6. Generation has a page-level freelist, so is able to reuse pages
instead of freeing and mallocing another if tuplestore_trim() is used
to continually remove no longer needed tuples. aset.c can only
efficiently do this if the tuples are all in the same size class.

The attached bench.sh.txt tests the performance of this change and
result_chart.png shows the results I got when running on an AMD 3990x
master @ 8f0a97dff vs patched.
The script runs benchmarks for various tuple counts stored in the
tuplestore -- 1 to 8192 in power-2 increments.
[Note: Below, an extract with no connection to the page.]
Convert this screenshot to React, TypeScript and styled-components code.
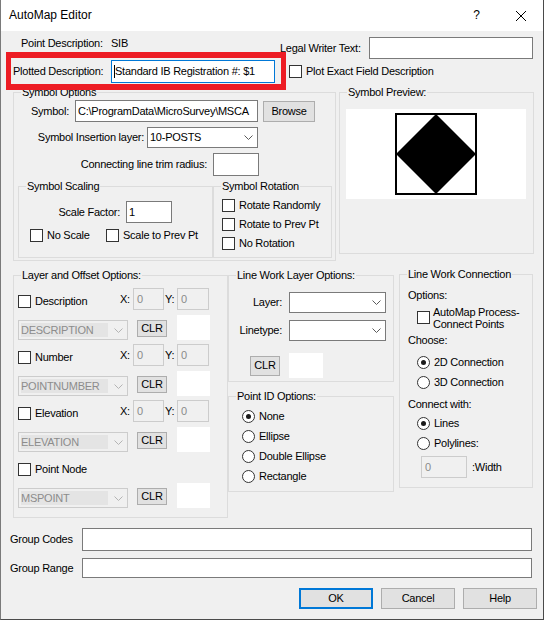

The script does output the memory consumed by the tuplestore for each
query.  Here are the results for the 8192 tuple test:

master @ 8f0a97dff
Storage: Memory  Maximum Storage: 16577kB

patched:
Storage: Memory  Maximum Storage: 8577kB

Which is roughly half, but I did pad the tuple to just over 1024
bytes, so the alloc set allocations would have rounded up to 2048
bytes.

Some things I've *not* done:

1. Gone over other executor nodes which use tuplestore to add the same
additional EXPLAIN output.  CTE Scan, Recursive Union, Window Agg
could get similar treatment.
2. Given much consideration for the block sizes to use for
GenerationContextCreate(). (Maybe using ALLOCSET_SMALL_INITSIZE for
the start size is a good idea.)
3. A great deal of testing.

I'll park this here until we branch for v18.

David

[1] https://www.postgresql.org/message-id/CAApHDvqUWhOMkUjYXzq95idAwpiPdJLCxxRbf8kV6PYcW5y=Cg@mail.gmail.com

Вложения

Re: Use generation memory context for tuplestore.c

От
Matthias van de Meent
Дата:
On Fri, 3 May 2024 at 15:55, David Rowley <dgrowleyml@gmail.com> wrote:
>
> (40af10b57 did this for tuplesort.c, this is the same, but for tuplestore.c)
>
> I was looking at the tuplestore.c code a few days ago and noticed that
> it allocates tuples in the memory context that tuplestore_begin_heap()
> is called in, which for nodeMaterial.c, is ExecutorState.
>
> I didn't think this was great because:
> 1. Allocating many chunks in ExecutorState can bloat the context with
> many blocks worth of free'd chunks, stored on freelists that might
> never be reused for anything.
> 2. To clean up the memory, pfree must be meticulously called on each
> allocated tuple
> 3. ExecutorState is an aset.c context which isn't the most efficient
> allocator for this purpose.

Agreed on all counts.

> I've attached 2 patches:
>
> 0001:  Adds memory tracking to Materialize nodes, which looks like:
>
>          ->  Materialize (actual time=0.033..9.157 rows=10000 loops=2)
>                Storage: Memory  Maximum Storage: 10441kB
>
> 0002: Creates a Generation MemoryContext for storing tuples in tuplestore.
>
> Using generation has the following advantages:

[...]
> 6. Generation has a page-level freelist, so is able to reuse pages
> instead of freeing and mallocing another if tuplestore_trim() is used
> to continually remove no longer needed tuples. aset.c can only
> efficiently do this if the tuples are all in the same size class.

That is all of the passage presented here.